Unlike other physicians, geriatricians regularly screen older adults for extra needs, albeit without using a well-vetted or consistent set of measures. “I’ll ask, who do you depend on most and how do you depend on them? Do they bring you food? Drive you places? Come by and check on you? Give you their time and attention?” said Dr. William Dale, the Arthur M. Coppola Family Chair in Supportive Care Medicine at City of Hope, a comprehensive cancer center in Duarte, California.

Depending on the patients’ answers, Dale will refer them to a social worker or help modify their plan of care. But, he cautioned, primary care physicians and specialists don’t routinely take the time to do this.

Oak Street Health, a Chicago-based chain of 169 primary care centers for older adults in 21 states and recently purchased by CVS Health, is trying to change that in its clinics, said Dr. Ali Khan, the company’s chief medical officer of value-based care strategy. At least three times a year, medical assistants, social workers, or clinicians ask patients about loneliness and social isolation, barriers to transportation, food insecurity, financial strain, housing quality and safety, access to broadband services, and utility services.

The organization combines these findings with patient-specific medical information in a “global risk assessment” that separates seniors into four tiers of risk, from very high to very low.
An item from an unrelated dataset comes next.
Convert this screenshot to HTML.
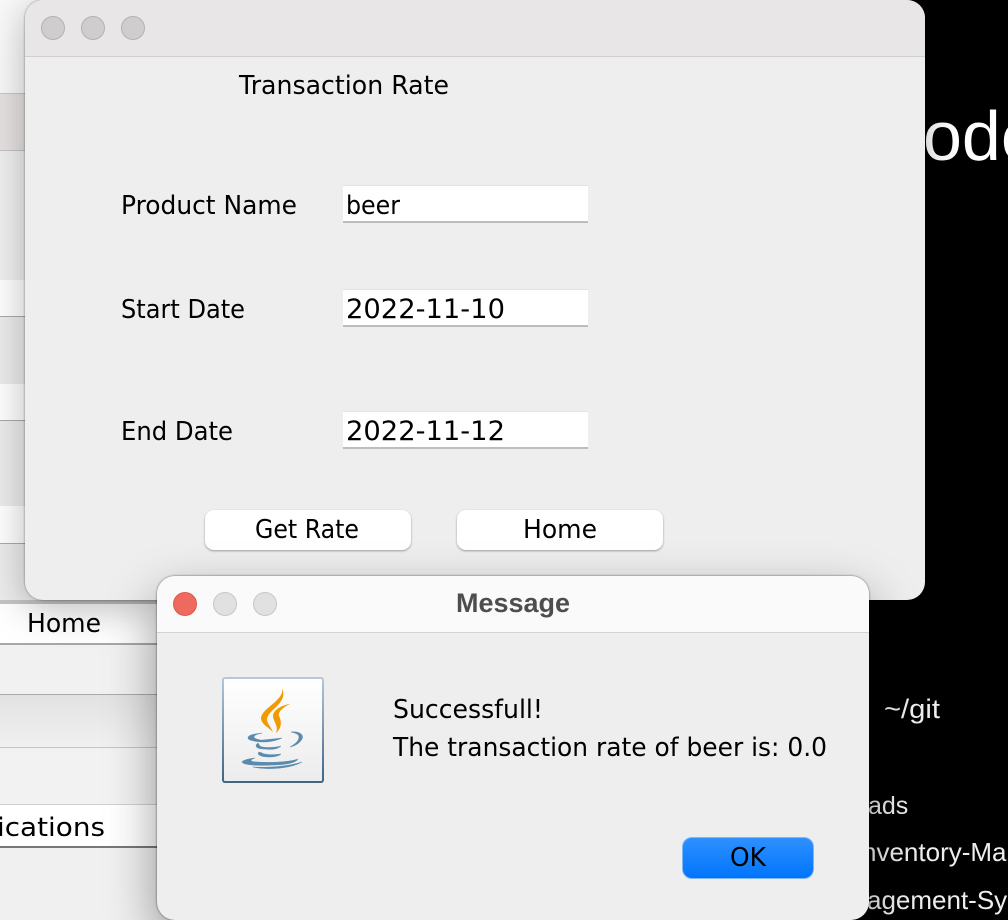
<!DOCTYPE html>
<html><head><meta charset="utf-8">
<style>
html,body{margin:0;padding:0;width:1008px;height:920px;overflow:hidden;background:#000}
.a{position:absolute}
svg{position:absolute;left:0;top:0}
text{font-family:"DejaVu Sans","Liberation Sans",sans-serif;font-size:26px;fill:#000}
.d{font-size:27px}
.h{font-family:"Liberation Sans",sans-serif;fill:#eee}
.tf{position:absolute;left:343px;width:245px;height:38px;background:#fff;border-top:1px solid #e2e2e2;border-bottom:2px solid #bdbdbd;box-sizing:border-box}
.btn{position:absolute;top:510px;width:206px;height:40px;background:#fff;border-radius:9px;box-shadow:0 1px 2px rgba(0,0,0,.35)}
.dot{position:absolute;width:24px;height:24px;border-radius:50%;box-sizing:border-box}
</style></head>
<body>
<div class="a" style="left:0;top:0;width:180px;height:920px;background:#efefef"></div>
<div class="a" style="left:0;top:0;width:40px;height:93px;background:#f9f9f9"></div>
<div class="a" style="left:0;top:93px;width:40px;height:58px;background:#e6e2e2;border-top:1px solid #c8c8c8;border-bottom:1px solid #c4c4c4;box-sizing:border-box"></div>
<div class="a" style="left:0;top:151px;width:40px;height:129px;background:#f0f0f0"></div>
<div class="a" style="left:0;top:280px;width:40px;height:37px;background:#fff;border-bottom:1px solid #aaa;box-sizing:border-box"></div>
<div class="a" style="left:0;top:317px;width:40px;height:67px;background:#ececec"></div>
<div class="a" style="left:0;top:384px;width:40px;height:37px;background:#fff;border-bottom:1px solid #aaa;box-sizing:border-box"></div>
<div class="a" style="left:0;top:421px;width:40px;height:85px;background:#ececec"></div>
<div class="a" style="left:0;top:506px;width:40px;height:38px;background:#fff;border-bottom:1px solid #aaa;box-sizing:border-box"></div>
<div class="a" style="left:0;top:544px;width:40px;height:60px;background:#ececec"></div>
<div class="a" style="left:0;top:600px;width:180px;height:5px;background:#c4c4c4"></div>
<div class="a" style="left:0;top:604px;width:180px;height:41px;background:#fff;border-bottom:2px solid #a8a8a8;box-sizing:border-box"></div>
<div class="a" style="left:0;top:645px;width:180px;height:50px;background:#f1f1f1;border-bottom:1px solid #a9a9a9;box-sizing:border-box"></div>
<div class="a" style="left:0;top:695px;width:180px;height:53px;background:linear-gradient(180deg,#e2e2e2,#f0f0f0);border-bottom:1px solid #c4c4c4;box-sizing:border-box"></div>
<div class="a" style="left:0;top:748px;width:180px;height:57px;background:#f2f2f2;border-bottom:1px solid #d0d0d0;box-sizing:border-box"></div>
<div class="a" style="left:0;top:805px;width:180px;height:43px;background:#fff;border-bottom:2px solid #777;box-sizing:border-box"></div>
<div class="a" style="left:0;top:848px;width:180px;height:72px;background:#f0f0f0"></div>

<svg width="1008" height="920">
<text x="27" y="632" textLength="74" lengthAdjust="spacingAndGlyphs">Home</text>
<text x="-3" y="836" textLength="108" lengthAdjust="spacingAndGlyphs">ications</text>
<text class="h" x="923" y="160" style="font-size:70px;fill:#fff">ode</text>
<text class="h" x="884" y="718" textLength="56" lengthAdjust="spacingAndGlyphs" style="font-size:27px">~/git</text>
<text class="h" x="868" y="814" style="font-size:25px">ads</text>
<text class="h" x="862" y="861" style="font-size:26px">nventory-Ma</text>
<text class="h" x="867" y="909" style="font-size:26px">agement-Sy</text>
</svg>

<div class="a" style="left:25px;top:0;width:900px;height:600px;background:#eeeeee;border-radius:18px;box-shadow:0 0 2px rgba(0,0,0,.45),0 8px 40px rgba(0,0,0,.28)">
<div class="a" style="left:0;top:0;width:900px;height:57px;background:#e8e6e6;border-bottom:1px solid #cfcfcf;box-sizing:border-box;border-radius:18px 18px 0 0"></div>
<div class="dot" style="left:16px;top:16px;background:#cfcdcd;border:1px solid #b3b1b1"></div>
<div class="dot" style="left:56px;top:16px;background:#cfcdcd;border:1px solid #b3b1b1"></div>
<div class="dot" style="left:96px;top:16px;background:#cfcdcd;border:1px solid #b3b1b1"></div>
</div>
<div class="tf" style="top:185px"></div>
<div class="tf" style="top:289px"></div>
<div class="tf" style="top:411px"></div>
<div class="btn" style="left:205px"></div>
<div class="btn" style="left:457px"></div>

<div class="a" style="left:157px;top:576px;width:712px;height:344px;background:#eeeeee;border-radius:18px;box-shadow:0 0 2px rgba(0,0,0,.6),0 20px 50px rgba(0,0,0,.4)">
<div class="a" style="left:0;top:0;width:712px;height:57px;background:#fafafa;border-bottom:1px solid #d2d2d2;box-sizing:border-box;border-radius:18px 18px 0 0"></div>
<div class="dot" style="left:16px;top:16px;background:#ee6a5f;border:1px solid #e0584e"></div>
<div class="dot" style="left:56px;top:16px;background:#e1e1e1;border:1px solid #c6c6c6"></div>
<div class="dot" style="left:96px;top:16px;background:#e1e1e1;border:1px solid #c6c6c6"></div>
</div>

<div class="a" style="left:222px;top:677px;width:102px;height:106px;box-sizing:border-box;border-radius:3px;padding:2px;background:linear-gradient(180deg,#b5c8dc,#3f6484)">
<div style="width:98px;height:102px;border-radius:1px;background:linear-gradient(180deg,#ffffff,#ececec)"></div>
</div>
<div class="a" style="left:682px;top:837px;width:132px;height:42px;box-sizing:border-box;border:1px solid #7fb6f5;border-radius:10px;background:linear-gradient(180deg,#2f90ff,#0075fb)"></div>

<svg width="1008" height="920">
<text x="239" y="94" textLength="210" lengthAdjust="spacingAndGlyphs">Transaction Rate</text>
<text x="121" y="214" textLength="176" lengthAdjust="spacingAndGlyphs">Product Name</text>
<text x="121" y="318" textLength="124" lengthAdjust="spacingAndGlyphs">Start Date</text>
<text x="121" y="440" textLength="112" lengthAdjust="spacingAndGlyphs">End Date</text>
<text x="346" y="214" textLength="54" lengthAdjust="spacingAndGlyphs">beer</text>
<text class="d" x="346" y="318" textLength="159" lengthAdjust="spacingAndGlyphs">2022-11-10</text>
<text class="d" x="346" y="440" textLength="159" lengthAdjust="spacingAndGlyphs">2022-11-12</text>
<text x="255" y="538" textLength="104" lengthAdjust="spacingAndGlyphs">Get Rate</text>
<text x="523" y="538" textLength="74" lengthAdjust="spacingAndGlyphs">Home</text>
<text x="456" y="612" textLength="114" lengthAdjust="spacingAndGlyphs" style="font-weight:bold;fill:#4d4d4d;font-family:'Liberation Sans',sans-serif;font-size:27px">Message</text>
<text x="393" y="718" textLength="150" lengthAdjust="spacingAndGlyphs">Successfull!</text>
<text x="393" y="756" textLength="434" lengthAdjust="spacingAndGlyphs">The transaction rate of beer is: 0.0</text>
<text x="730" y="866" textLength="36" lengthAdjust="spacingAndGlyphs">OK</text>
<path fill="#f09a05" d="M282 688C285 700 262 708 261 718C261 724 268 727 273 732C270 725 265 722 268 716C272 708 288 702 282 688Z"/>
<path fill="#f09a05" d="M290 704C282 705 273 710 273 716C273 721 279 726 276 733C283 727 281 720 279 716C278 711 284 707 290 704Z"/>
<g fill="#5b8bac" stroke="#5b8bac" stroke-width=".5">
<path d="M262 733C254 734 248 735 248 738C248 741 258 742 272 741C262 741 254 739 254 737C254 735 258 734 262 733Z"/>
<path d="M254 741C262 743 274 742 282 738C274 739 262 740 254 741Z"/>
<path d="M291 732C300 731 304 735 302 739C300 743 295 746 290 747C295 744 299 741 299 737C299 734 295 733 291 732Z"/>
<path d="M258 743C254 746 256 749 265 749C272 750 278 749 281 746C274 748 262 748 260 746C259 745 259 744 258 743Z"/>
<path d="M259 752C256 755 262 757 269 757C274 757 279 756 281 754C273 755 265 755 262 753Z"/>
<path d="M255 758C246 759 242 761 242 762C243 765 258 766 272 765C284 765 296 763 298 759C290 762 270 763 258 762C250 762 249 760 255 758Z"/>
<path d="M253 767C266 770 290 769 302 762C290 766 270 768 253 767Z"/>
</g>
</svg>
</body></html>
In turn, this informs the kinds of services provided to patients, the frequency of service delivery, and individual wellness plans, which include social as well as medical priorities.

The central issue, Khan said, is “what is this patient’s ability to continue down a path of resilience in the face of a very complicated health care system?” and what Oak Street Health can do to enhance that.

What’s left out of an approach like this, however, is something crucial to older adults: whether their relationships with other people are positive or negative. That isn’t typically measured, but it’s essential in considering whether their social needs are being met, said Linda Waite, the George Herbert Mead Distinguished Service Professor of sociology at the University of Chicago and director of the National Social Life, Health, and Aging Project.

For seniors who want to think about their own social vulnerability, consider this five-item index, developed by researchers in Japan.

(1) Do you go out less frequently now than last year?

(2) Do you sometimes visit your friends?

(3) Do you feel you are helpful to friends or family?

(4) Do you live alone?

(5) Do you talk to someone every day?

Think about your answers. If you find your responses unsatisfactory, it might be time to reconsider your social circumstances and make a change.